Inc.com defines an accountant as “someone who solves a problem you didn’t know you had in a way you don’t understand.” Though a purposefully comical answer, it’s a pretty accurate “description” of the kind of help that empowers small business owners to improve their company and take home more money.

Partners who provide comprehensive support help by pinpointing accounting problems, making you aware of them and creating solutions to fix them.

Fighting The Urge To Think Short-Term

Having started three small businesses of his own, Kirk Simpson has learned the importance of working with a partner who has intimate knowledge of accounting and tax laws.

“I know how tempting it can be to save a buck and [manage your accounting] yourself, but it’s almost never more cost-efficient in the end,” Simpson writes in a Forbes article. It’s easy to think about the expense of hiring someone, but with a professional capable of finding tax deductions you never knew about and ensuring your compliance, for instance, you save money in the long run.

Xero offers an additional point: “Like all small business owners who are looking to save money, you may think you can’t afford an accountant. But look at how long it would take you to do certain tasks (such as taxes), and ask yourself, is that a good use of your time?”

Accounting Help Beyond Tax Filing

So you’ve already decided to hire an accountant, or you currently work with one. As mentioned, all accountants are not created equal.

Many small business owners hire accountants, but they meet with them once a year to complete and file their tax forms. The nature of this relationship has nothing to do with saving money and maximizing your profits.
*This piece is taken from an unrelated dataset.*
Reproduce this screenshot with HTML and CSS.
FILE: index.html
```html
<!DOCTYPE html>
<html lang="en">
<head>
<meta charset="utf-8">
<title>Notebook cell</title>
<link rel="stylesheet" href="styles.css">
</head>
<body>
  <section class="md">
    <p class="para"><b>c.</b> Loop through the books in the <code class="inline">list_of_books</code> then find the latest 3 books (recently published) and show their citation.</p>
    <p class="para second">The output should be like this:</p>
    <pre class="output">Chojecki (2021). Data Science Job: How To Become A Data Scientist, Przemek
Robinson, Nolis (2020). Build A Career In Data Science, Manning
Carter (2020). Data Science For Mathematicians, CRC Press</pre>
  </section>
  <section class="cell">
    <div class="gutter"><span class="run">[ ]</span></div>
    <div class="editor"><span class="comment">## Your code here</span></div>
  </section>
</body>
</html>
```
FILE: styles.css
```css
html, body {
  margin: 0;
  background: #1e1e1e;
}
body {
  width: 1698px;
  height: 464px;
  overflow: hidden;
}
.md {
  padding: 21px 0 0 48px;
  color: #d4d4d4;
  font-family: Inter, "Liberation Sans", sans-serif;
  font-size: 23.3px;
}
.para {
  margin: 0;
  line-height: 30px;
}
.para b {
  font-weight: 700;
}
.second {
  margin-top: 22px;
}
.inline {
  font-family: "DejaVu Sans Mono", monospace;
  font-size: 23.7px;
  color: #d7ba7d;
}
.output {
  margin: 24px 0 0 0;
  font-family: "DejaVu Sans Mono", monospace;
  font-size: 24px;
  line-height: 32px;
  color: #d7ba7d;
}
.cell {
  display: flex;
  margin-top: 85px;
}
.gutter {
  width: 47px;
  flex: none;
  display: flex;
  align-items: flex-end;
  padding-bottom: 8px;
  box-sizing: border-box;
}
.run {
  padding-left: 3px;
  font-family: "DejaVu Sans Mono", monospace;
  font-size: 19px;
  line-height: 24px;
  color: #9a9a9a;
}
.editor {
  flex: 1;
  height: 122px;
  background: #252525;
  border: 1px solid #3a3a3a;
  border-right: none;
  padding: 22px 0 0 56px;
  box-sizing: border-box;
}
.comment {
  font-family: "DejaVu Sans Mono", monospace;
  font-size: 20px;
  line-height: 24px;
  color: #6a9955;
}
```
It’s simply a partnership to check off a requirement.

The full scope of support you need to manage your accounting needs and maximize your profits is nonexistent in this relationship.
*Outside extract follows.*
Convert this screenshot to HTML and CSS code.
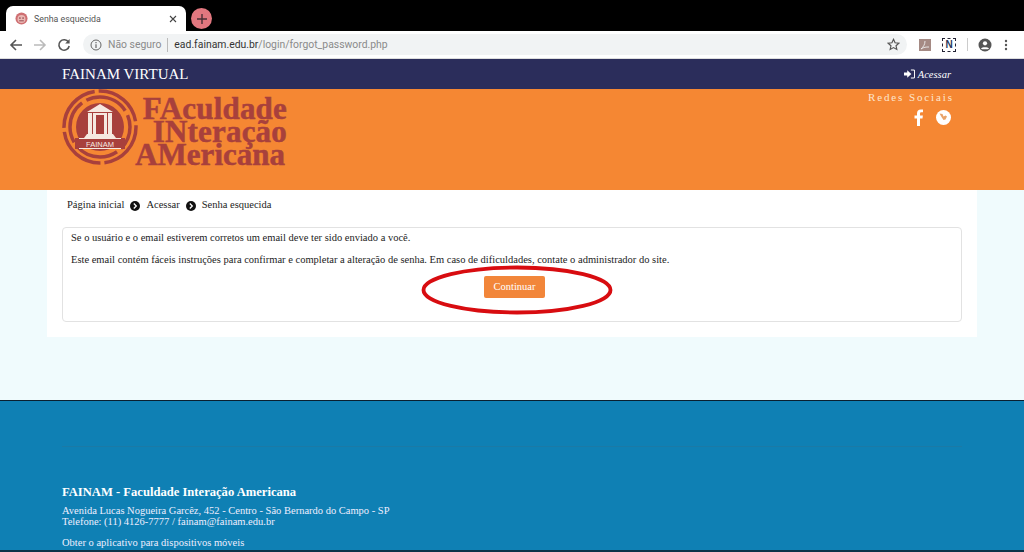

Kristin Ewald, an author at QuickBooks, details 21 different accounting tasks necessary to ensure your small business is as profitable as possible.

Of the 21 tasks, only three are annual requirements, and only one of them is completing and filing tax forms. The tasks she outlines are needed daily, weekly, monthly, quarterly or annually and include:

  • Record keeping

  • Reviewing cash flow and finances

  • Reviewing inventory levels

  • Processing and reviewing payroll

  • Analyzing your financial health and progress from previous periods

  • Preparing and reviewing profit-and-loss statements

  • Reviewing sales tax and making quarterly payments

  • Estimating your income tax and making quarterly payments

Some of these tasks require your input, some are the responsibility of your partner, and many require you and your partner to work together.
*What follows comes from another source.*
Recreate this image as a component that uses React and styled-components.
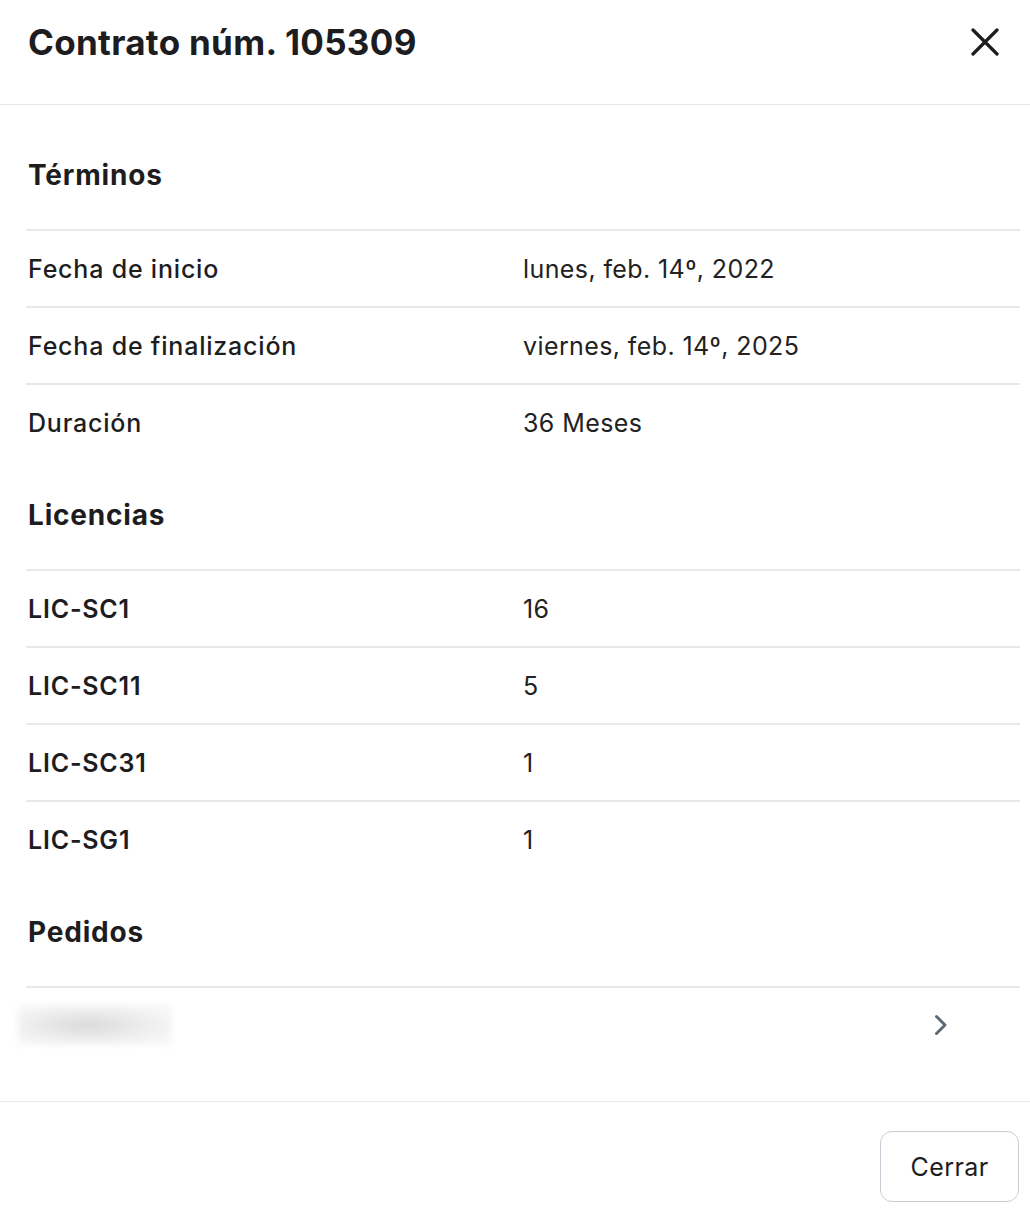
import React from "react";
import styled, { createGlobalStyle } from "styled-components";

const GlobalStyle = createGlobalStyle`
  html, body {
    margin: 0;
    padding: 0;
    background: #ffffff;
  }
  body {
    font-family: Inter, "Noto Sans", sans-serif;
    color: #1d1d1f;
  }
`;

const Modal = styled.div`
  width: 1030px;
  min-height: 1218px;
  display: flex;
  flex-direction: column;
  background: #fff;
`;

const Header = styled.header`
  height: 105px;
  display: flex;
  align-items: center;
  justify-content: space-between;
  padding: 0 30px 0 28px;
  border-bottom: 1px solid #e8e8ec;
  box-sizing: border-box;
`;

const Title = styled.h1`
  margin: 0;
  font-size: 35px;
  font-weight: 700;
  letter-spacing: 0.3px;
  margin-top: -20px;
`;

const CloseButton = styled.button`
  border: 0;
  background: none;
  padding: 0;
  width: 30px;
  height: 30px;
  display: flex;
  align-items: center;
  justify-content: center;
  margin-top: -21px;
  cursor: pointer;
`;

const Body = styled.div`
  padding: 15px 10px 38px 26px;
  border-bottom: 1px solid #e8e8ec;
`;

const SectionTitle = styled.h2`
  margin: 0;
  height: 109px;
  display: flex;
  align-items: center;
  padding-left: 2px;
  font-size: 28px;
  font-weight: 700;
  letter-spacing: 0.8px;
`;

const Row = styled.div`
  height: 77px;
  box-sizing: border-box;
  border-top: 2px solid #e8e8ec;
  display: grid;
  grid-template-columns: 495px 1fr auto;
  align-items: center;
  padding-left: 2px;
  font-size: 25px;
`;

const Label = styled.div`
  font-weight: ${p => (p.$bold ? 600 : 500)};
  letter-spacing: 0.8px;
`;

const Value = styled.div`
  font-weight: 400;
  letter-spacing: 0.4px;
  color: #222;
`;

const LinkRow = styled(Row)`
  grid-template-columns: 1fr auto;
  padding-left: 0;
  margin-left: -8px;
  border-top: none;
  position: relative;
  &::before {
    content: "";
    position: absolute;
    top: 0;
    left: 8px;
    right: 0;
    border-top: 2px solid #e8e8ec;
  }
`;

const Blurred = styled.div`
  width: 154px;
  height: 40px;
  background: radial-gradient(ellipse at 45% 50%, #d9d9d9 0%, #ececec 45%, #f7f7f7 80%);
  filter: blur(3px);
`;

const Chevron = styled.div`
  margin-right: 72px;
  display: flex;
  align-items: center;
`;

const Footer = styled.footer`
  display: flex;
  justify-content: flex-end;
  padding: 29px 11px 16px 0;
`;

const FooterButton = styled.button`
  width: 139px;
  height: 71px;
  border: 1px solid #c9ced6;
  border-radius: 12px;
  background: #fff;
  font-family: Inter, "Noto Sans", sans-serif;
  font-size: 25px;
  letter-spacing: 0.4px;
  color: #1d1d1f;
  cursor: pointer;
`;

const terms = [
  ["Fecha de inicio", "lunes, feb. 14º, 2022"],
  ["Fecha de finalización", "viernes, feb. 14º, 2025"],
  ["Duración", "36 Meses"]
];

const licenses = [
  ["LIC-SC1", "16"],
  ["LIC-SC11", "5"],
  ["LIC-SC31", "1"],
  ["LIC-SG1", "1"]
];

export default function App() {
  return (
    <Modal>
      <GlobalStyle />
      <Header>
        <Title>Contrato núm. 105309</Title>
        <CloseButton aria-label="Cerrar">
          <svg width="28" height="28" viewBox="0 0 28 28">
            <path d="M2 2 L26 26 M26 2 L2 26" stroke="#1d1d1f" strokeWidth="3.2" strokeLinecap="round" />
          </svg>
        </CloseButton>
      </Header>
      <Body>
        <SectionTitle>Términos</SectionTitle>
        {terms.map(([k, v]) => (
          <Row key={k}>
            <Label>{k}</Label>
            <Value>{v}</Value>
          </Row>
        ))}
        <SectionTitle>Licencias</SectionTitle>
        {licenses.map(([k, v]) => (
          <Row key={k}>
            <Label $bold>{k}</Label>
            <Value>{v}</Value>
          </Row>
        ))}
        <SectionTitle>Pedidos</SectionTitle>
        <LinkRow>
          <Blurred />
          <Chevron>
            <svg width="14" height="22" viewBox="0 0 14 22">
              <path d="M2.5 2.5 L11 11 L2.5 19.5" fill="none" stroke="#5d6a7a" strokeWidth="3" strokeLinecap="round" strokeLinejoin="round" />
            </svg>
          </Chevron>
        </LinkRow>
      </Body>
      <Footer>
        <FooterButton>Cerrar</FooterButton>
      </Footer>
    </Modal>
  );
}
Impacting Your Profits With True Accounting Support

As you may have noticed, the kinds of responsibilities outlined above include a great deal of review and analysis, and it’s no coincidence that so much time is spent on these tasks.

Your financials give you or your advisor great insight into the health of your business. The key is having the knowledge to assess your numbers. If you looked at your income statement, they may not mean much. But a knowledgeable partner can pinpoint issues that are cutting into your bottom line and offer the necessary advice to boost your profitability.

Every business decision you make has implications on your bottom line. Having a partner to consult is often the difference between a profitable year and one in which your hard work leads to little money in your pocket.

If you’re like most business owners, you want to do what you love and make money. Get the right accounting help and turn greater profits while making the most of your precious time.